### WHAT THE EXERCISE ASKS
State the number of lines in these records holding "index". Say nothing more.

### SOURCE MATERIAL
■ ■ ■ ■
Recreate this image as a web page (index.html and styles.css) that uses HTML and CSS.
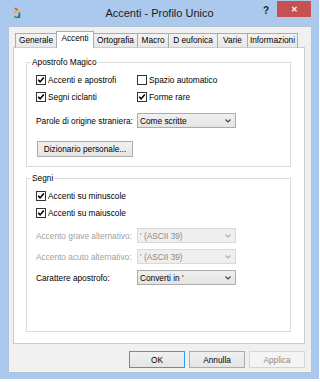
■ ■ ■ ■
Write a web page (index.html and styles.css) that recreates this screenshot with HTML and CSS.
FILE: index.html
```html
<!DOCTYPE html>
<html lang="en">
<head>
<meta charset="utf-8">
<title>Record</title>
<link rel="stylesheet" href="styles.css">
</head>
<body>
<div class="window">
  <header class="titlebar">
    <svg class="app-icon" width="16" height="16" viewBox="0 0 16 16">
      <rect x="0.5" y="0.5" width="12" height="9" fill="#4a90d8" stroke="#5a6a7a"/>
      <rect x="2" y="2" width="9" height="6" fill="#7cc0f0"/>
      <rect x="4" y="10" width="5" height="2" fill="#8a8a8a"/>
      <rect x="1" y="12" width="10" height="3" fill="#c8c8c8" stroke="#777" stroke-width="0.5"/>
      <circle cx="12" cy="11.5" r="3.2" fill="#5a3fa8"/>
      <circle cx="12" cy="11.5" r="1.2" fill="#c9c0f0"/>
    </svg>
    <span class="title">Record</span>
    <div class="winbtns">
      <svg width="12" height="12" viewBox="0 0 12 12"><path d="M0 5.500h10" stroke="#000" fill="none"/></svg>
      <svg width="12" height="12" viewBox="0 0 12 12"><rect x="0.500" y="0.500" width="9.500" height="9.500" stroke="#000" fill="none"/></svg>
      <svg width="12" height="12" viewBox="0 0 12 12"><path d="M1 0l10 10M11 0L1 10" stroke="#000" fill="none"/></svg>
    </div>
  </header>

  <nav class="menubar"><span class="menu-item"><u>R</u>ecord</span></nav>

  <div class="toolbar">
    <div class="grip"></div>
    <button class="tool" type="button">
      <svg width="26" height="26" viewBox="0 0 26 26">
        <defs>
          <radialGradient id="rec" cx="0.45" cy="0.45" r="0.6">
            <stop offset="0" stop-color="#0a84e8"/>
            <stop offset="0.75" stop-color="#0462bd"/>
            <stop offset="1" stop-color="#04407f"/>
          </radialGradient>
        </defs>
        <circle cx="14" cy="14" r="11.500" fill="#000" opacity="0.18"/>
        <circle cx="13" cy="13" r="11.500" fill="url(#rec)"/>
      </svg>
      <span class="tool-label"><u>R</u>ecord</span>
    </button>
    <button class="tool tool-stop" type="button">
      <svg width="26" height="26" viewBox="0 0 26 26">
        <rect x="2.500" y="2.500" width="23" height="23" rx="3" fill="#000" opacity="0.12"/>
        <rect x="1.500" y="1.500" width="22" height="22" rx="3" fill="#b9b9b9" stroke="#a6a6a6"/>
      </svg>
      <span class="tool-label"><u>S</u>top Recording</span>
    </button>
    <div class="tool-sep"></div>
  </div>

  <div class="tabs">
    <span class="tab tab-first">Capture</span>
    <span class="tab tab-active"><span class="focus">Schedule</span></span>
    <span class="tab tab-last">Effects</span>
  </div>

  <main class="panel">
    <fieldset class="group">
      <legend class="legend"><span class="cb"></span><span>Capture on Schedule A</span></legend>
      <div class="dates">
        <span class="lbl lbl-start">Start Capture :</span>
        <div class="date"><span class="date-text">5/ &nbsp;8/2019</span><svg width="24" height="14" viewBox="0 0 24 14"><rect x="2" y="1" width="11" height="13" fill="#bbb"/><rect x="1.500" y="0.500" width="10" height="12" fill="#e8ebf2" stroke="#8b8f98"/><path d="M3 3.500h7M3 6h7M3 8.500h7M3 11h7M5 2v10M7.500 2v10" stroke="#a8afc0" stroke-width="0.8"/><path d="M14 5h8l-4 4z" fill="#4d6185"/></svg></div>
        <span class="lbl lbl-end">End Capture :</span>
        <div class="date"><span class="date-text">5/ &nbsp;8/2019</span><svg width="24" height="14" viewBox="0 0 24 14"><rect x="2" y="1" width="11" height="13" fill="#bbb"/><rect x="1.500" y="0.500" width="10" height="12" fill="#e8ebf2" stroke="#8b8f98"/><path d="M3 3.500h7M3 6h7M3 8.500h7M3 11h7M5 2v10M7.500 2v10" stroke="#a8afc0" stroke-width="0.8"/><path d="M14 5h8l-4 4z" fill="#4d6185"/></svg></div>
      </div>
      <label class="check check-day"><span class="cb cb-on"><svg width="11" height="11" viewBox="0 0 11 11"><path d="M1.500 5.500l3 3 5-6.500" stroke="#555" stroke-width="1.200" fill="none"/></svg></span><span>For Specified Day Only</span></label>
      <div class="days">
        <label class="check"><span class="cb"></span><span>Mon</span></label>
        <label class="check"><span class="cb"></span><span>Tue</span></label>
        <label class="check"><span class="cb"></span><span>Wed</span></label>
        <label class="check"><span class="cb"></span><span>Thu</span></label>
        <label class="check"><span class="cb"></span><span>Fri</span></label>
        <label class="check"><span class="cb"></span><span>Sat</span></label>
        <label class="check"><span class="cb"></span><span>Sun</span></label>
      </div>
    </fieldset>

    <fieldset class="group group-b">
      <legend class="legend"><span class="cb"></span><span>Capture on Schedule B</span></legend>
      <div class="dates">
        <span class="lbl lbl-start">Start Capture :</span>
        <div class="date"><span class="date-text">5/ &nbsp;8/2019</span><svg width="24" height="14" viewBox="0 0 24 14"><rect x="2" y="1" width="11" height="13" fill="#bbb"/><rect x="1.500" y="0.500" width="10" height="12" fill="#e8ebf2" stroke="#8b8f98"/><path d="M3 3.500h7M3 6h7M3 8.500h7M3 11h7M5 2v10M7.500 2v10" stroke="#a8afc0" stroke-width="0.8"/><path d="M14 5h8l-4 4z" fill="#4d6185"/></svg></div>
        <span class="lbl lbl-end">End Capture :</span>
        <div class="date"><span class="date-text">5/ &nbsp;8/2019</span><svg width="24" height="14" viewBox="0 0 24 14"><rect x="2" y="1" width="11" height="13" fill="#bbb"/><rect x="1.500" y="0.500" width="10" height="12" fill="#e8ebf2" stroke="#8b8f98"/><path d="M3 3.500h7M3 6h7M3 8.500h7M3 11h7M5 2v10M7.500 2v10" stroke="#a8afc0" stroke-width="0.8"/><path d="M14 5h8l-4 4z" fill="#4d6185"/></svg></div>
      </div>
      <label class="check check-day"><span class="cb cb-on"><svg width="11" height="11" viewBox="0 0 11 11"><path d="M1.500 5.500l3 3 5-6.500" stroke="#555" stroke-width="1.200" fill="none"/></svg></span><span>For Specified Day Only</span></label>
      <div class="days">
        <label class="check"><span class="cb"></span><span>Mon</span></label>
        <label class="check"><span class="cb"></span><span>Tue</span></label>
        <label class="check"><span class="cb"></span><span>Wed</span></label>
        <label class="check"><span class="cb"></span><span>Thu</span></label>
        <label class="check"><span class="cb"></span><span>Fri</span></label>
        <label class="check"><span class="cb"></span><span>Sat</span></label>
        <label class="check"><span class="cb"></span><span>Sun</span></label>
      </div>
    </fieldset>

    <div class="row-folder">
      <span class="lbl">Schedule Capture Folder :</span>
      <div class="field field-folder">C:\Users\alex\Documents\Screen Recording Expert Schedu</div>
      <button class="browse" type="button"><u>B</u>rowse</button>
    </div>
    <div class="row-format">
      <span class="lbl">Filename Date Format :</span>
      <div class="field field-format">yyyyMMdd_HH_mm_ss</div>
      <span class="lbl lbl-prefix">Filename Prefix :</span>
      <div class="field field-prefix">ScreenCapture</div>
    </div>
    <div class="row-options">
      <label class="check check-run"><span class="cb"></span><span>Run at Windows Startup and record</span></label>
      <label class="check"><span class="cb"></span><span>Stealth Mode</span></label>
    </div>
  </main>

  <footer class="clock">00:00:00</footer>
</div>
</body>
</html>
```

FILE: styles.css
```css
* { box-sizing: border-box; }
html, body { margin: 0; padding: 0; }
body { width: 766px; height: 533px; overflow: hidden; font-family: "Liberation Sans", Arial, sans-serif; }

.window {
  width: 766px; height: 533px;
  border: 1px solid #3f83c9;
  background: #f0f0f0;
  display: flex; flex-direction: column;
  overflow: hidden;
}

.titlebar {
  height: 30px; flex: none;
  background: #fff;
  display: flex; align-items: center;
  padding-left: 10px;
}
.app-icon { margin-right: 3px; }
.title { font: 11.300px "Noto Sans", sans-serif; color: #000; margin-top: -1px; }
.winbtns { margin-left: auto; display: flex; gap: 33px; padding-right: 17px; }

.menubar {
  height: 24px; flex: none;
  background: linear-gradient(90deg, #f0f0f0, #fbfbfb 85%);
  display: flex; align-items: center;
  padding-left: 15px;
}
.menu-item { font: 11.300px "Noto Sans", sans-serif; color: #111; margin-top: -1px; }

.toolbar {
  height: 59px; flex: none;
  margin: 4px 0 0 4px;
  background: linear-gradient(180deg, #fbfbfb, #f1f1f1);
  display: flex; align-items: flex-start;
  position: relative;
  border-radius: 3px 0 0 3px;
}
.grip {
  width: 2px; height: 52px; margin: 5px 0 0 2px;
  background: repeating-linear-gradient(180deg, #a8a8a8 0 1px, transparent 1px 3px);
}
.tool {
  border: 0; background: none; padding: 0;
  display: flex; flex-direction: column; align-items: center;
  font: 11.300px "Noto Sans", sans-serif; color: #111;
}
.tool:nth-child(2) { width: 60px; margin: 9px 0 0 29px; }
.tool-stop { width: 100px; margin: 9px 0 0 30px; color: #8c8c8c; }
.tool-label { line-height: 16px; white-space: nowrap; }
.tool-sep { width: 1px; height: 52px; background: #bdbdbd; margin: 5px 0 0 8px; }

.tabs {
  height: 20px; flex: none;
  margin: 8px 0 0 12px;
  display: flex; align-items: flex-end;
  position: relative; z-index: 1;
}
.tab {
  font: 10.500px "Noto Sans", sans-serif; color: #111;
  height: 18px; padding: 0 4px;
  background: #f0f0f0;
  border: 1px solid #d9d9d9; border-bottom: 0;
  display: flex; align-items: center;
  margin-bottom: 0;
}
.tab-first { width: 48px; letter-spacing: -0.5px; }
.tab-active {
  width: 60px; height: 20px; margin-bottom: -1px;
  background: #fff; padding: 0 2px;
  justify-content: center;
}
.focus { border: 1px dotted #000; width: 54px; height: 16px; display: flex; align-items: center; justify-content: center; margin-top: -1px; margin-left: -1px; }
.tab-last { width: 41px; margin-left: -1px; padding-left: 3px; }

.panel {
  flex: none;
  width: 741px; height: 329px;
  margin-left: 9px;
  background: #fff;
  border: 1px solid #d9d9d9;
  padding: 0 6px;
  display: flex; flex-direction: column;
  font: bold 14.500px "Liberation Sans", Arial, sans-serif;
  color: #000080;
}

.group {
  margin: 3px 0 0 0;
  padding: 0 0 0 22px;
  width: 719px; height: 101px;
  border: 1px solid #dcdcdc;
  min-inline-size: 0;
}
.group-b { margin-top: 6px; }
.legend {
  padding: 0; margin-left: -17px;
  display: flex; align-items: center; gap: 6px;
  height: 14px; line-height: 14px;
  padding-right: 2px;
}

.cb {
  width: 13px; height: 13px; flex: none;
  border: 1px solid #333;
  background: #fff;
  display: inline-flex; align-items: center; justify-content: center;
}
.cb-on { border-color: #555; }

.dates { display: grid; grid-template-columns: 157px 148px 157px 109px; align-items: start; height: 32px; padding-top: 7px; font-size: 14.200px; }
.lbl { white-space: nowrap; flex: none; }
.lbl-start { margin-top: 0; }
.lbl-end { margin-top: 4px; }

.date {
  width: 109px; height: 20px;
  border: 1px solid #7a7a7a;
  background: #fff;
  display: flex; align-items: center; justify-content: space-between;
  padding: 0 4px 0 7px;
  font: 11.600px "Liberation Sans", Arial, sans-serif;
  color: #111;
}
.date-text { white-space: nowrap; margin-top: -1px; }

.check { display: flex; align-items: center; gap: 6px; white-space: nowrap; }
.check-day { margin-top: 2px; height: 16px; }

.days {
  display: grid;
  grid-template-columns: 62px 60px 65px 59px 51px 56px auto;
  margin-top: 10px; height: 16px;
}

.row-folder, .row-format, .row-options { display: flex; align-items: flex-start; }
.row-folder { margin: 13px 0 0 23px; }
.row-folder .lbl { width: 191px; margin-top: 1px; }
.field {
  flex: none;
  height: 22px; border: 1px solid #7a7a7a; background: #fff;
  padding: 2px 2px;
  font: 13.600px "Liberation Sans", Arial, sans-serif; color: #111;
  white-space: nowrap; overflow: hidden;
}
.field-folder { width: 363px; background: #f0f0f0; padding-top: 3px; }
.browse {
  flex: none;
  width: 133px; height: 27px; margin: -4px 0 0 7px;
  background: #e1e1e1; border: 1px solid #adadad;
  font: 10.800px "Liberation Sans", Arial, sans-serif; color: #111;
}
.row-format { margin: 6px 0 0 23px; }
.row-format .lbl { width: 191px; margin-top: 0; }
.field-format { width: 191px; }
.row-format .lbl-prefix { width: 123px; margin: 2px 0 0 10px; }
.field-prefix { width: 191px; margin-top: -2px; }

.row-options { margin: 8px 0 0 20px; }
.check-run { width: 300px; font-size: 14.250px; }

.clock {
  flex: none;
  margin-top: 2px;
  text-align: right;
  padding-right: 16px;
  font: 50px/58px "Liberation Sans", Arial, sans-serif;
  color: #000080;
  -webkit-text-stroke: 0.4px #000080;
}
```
■ ■ ■ ■
### TASK ANSWER
4